Cricket: New Zealand see the light

By Andrew Alderson

Jesse Ryder scored his first half century of the tournament with a patient and watchful 83. Photo / Getty Images
Jesse Ryder scored his first half century of the tournament with a patient and watchful 83. Photo / Getty Images

Inventor Thomas Edison once said genius is 1 per cent inspiration, 99 per cent perspiration.

Appropriately he also invented the light bulb and that is what went on for the New Zealand cricketers yesterday morning against South Africa.

It was a lesson in resistance. The Black Caps have faced bulk criticism for inept performances of late. Last year's 11 straight one-day losses on the subcontinent have tainted them for some time.

Now the World Cup class of 2011 have done their predecessors and fans proud with a 49-run victory over another tournament favourite. It is the sixth time New Zealand have made the last four in 10 World Cups.

The team's perspiration came earlier in the week. They trained relentlessly in the Dhaka heat on Wednesday and Thursday after a Monday fitness session had melted them in the furnace of Mumbai.

The inspiration came in countless ways last night, making Edison's 1 per cent rule an understatement.

Fielding was again the base on which the performance was built. Few places on any ground are safe to run ones and twos when the New Zealanders are marauding.

The dismissals of South Africa's top four batsmen each produced a stunning piece of cricket. Hashim Amla's dismissal was bizarre but fortuitous - a cut shot lobbing up off Brendon McCullum's boot to captain Daniel Vettori at slip (apparently his fifth catch in nine attempts in the cordon over a lifetime).

The other three efforts changed the game. Substitute fielder Jamie How dived after a flash outside off from Graeme Smith at backward point, Jacob Oram sparked the middle order collapse when he ran to take a miscued Jacques Kallis pull shot to deep midwicket and Martin Guptill ran out AB de Villiers when Faf du Plessis squirted a delivery to mid-wicket and dashed.

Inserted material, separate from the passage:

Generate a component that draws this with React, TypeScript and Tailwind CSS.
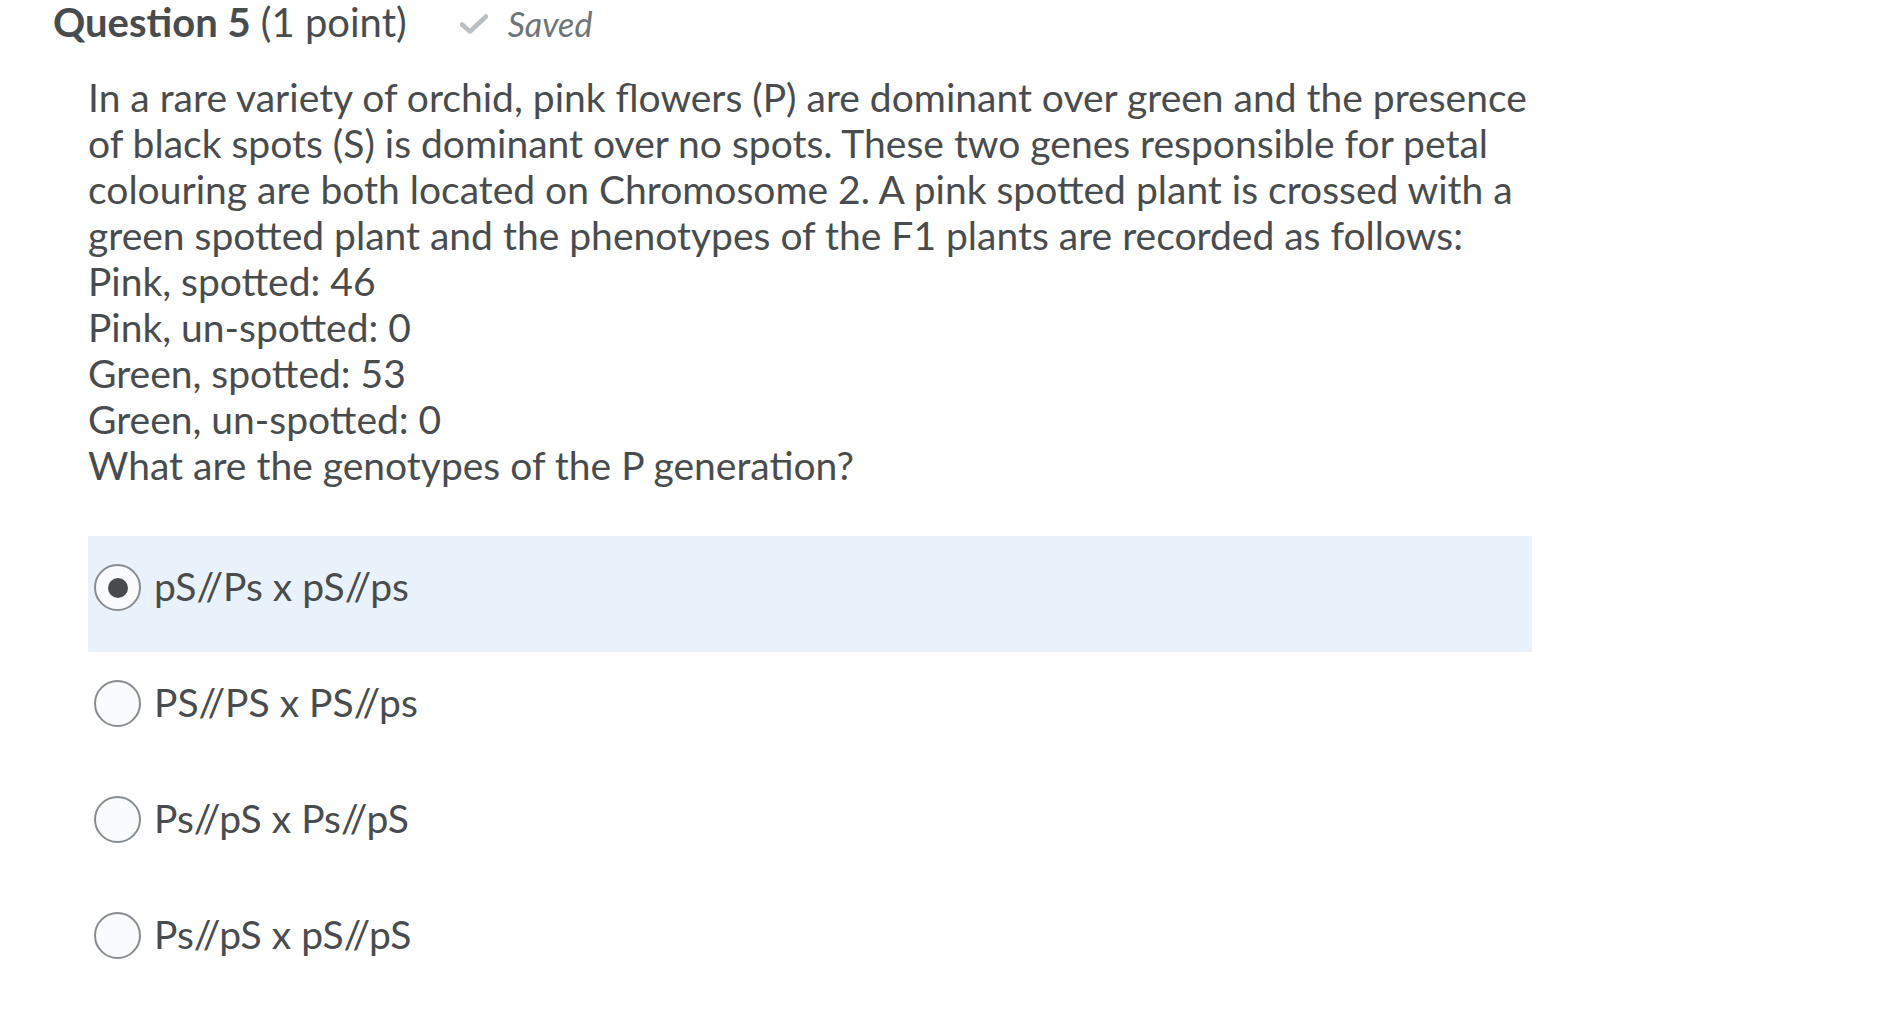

New Zealand pressure saw South Africa lose six wickets for 38 in 13.3 overs after cruising at 108 for two in the 25th. A weakened bowling attack thrived without the injured Kyle Mills, knowing fielders would protect them.

No Black Cap had an economy rate of worse than five an over. Nathan McCullum took two of his three wickets for just nine runs in his final seven overs. Oram added to his two catches with four for 39 from nine.

Vettori opted to open with two spinners to take the pace off the ball and aid early reverse swing for the first change pace bowlers - just the fourth time such a plan had been hatched in one-day internationals. It worked.

"About over nine or 11 the ball started [to reverse]," Oram said. "If we were playing in New Zealand, people would think you had sandpaper out there. But considering the block and the nature of the wicket, it's a skill you need and [bowling coach] Allan Donald has to take a lot of credit."

The batting provided the initial impetus. It has been hard to know what constitutes a good score in Dhaka this tournament. India got 370 for four and South Africa 284 for eight, both against Bangladesh. In turn the hosts were dismissed for 58 and 78 at various times.

New Zealand produced what seemed a barely competitive 221 for eight; probably 15-20 runs short of exerting relentless pressure from the start with the ball.

Jesse Ryder (83) applied himself to get his first half century of the tournament. Cramp meant he sat out the entire South African innings, replaced by How. Ryder's partnership with Ross Taylor (43) gave the New Zealand innings substance, even if neither exhibited much swashbuckling.

Their 114 runs for the third wicket after coming together at 16 for two gave the game - and the New Zealand innings - a defining moment. It was the first time in eight attempts the pair had made more than 49 batting together.

New Zealand was 139 for three at the end of 35 overs, meeting coach Wright's well-documented but simple batting plan. They were 141 for four against Pakistan at that same stage before going on to win.

Vettori was pleased senior players stepped up to command respect: "We haven't always endeared ourselves to the fans of late with our performances."

"We are our own worst enemies," Oram added. "We should play like this more often than not. We have the skill and talent. Unfortunately it doesn't come out often enough.

"We know a lot of people don't rate us. It's not just the public and media; it's the cricket fraternity around the world."

Vettori said this match vindicated their efforts: "Guys are stepping up and performing their roles. Wrighty's been a huge influence on that, keeping it simple. I've enjoyed working with him immensely. He hammers it home each meeting, each training. He's taken a huge workload off me and been great for the guys."

Such performances against the likes of Pakistan and South Africa this tournament need to be brought to bear again when New Zealand play Sri Lanka or England in Colombo on Tuesday.

Winning the toss might help too. In Dhaka, only five teams batting first had won the 20 day/night matches before last night. In Colombo that figure ramps up to 66 per cent in 70 completed matches. If you bat first, you win 64 per cent of the time. That is something for Vettori to bear in mind.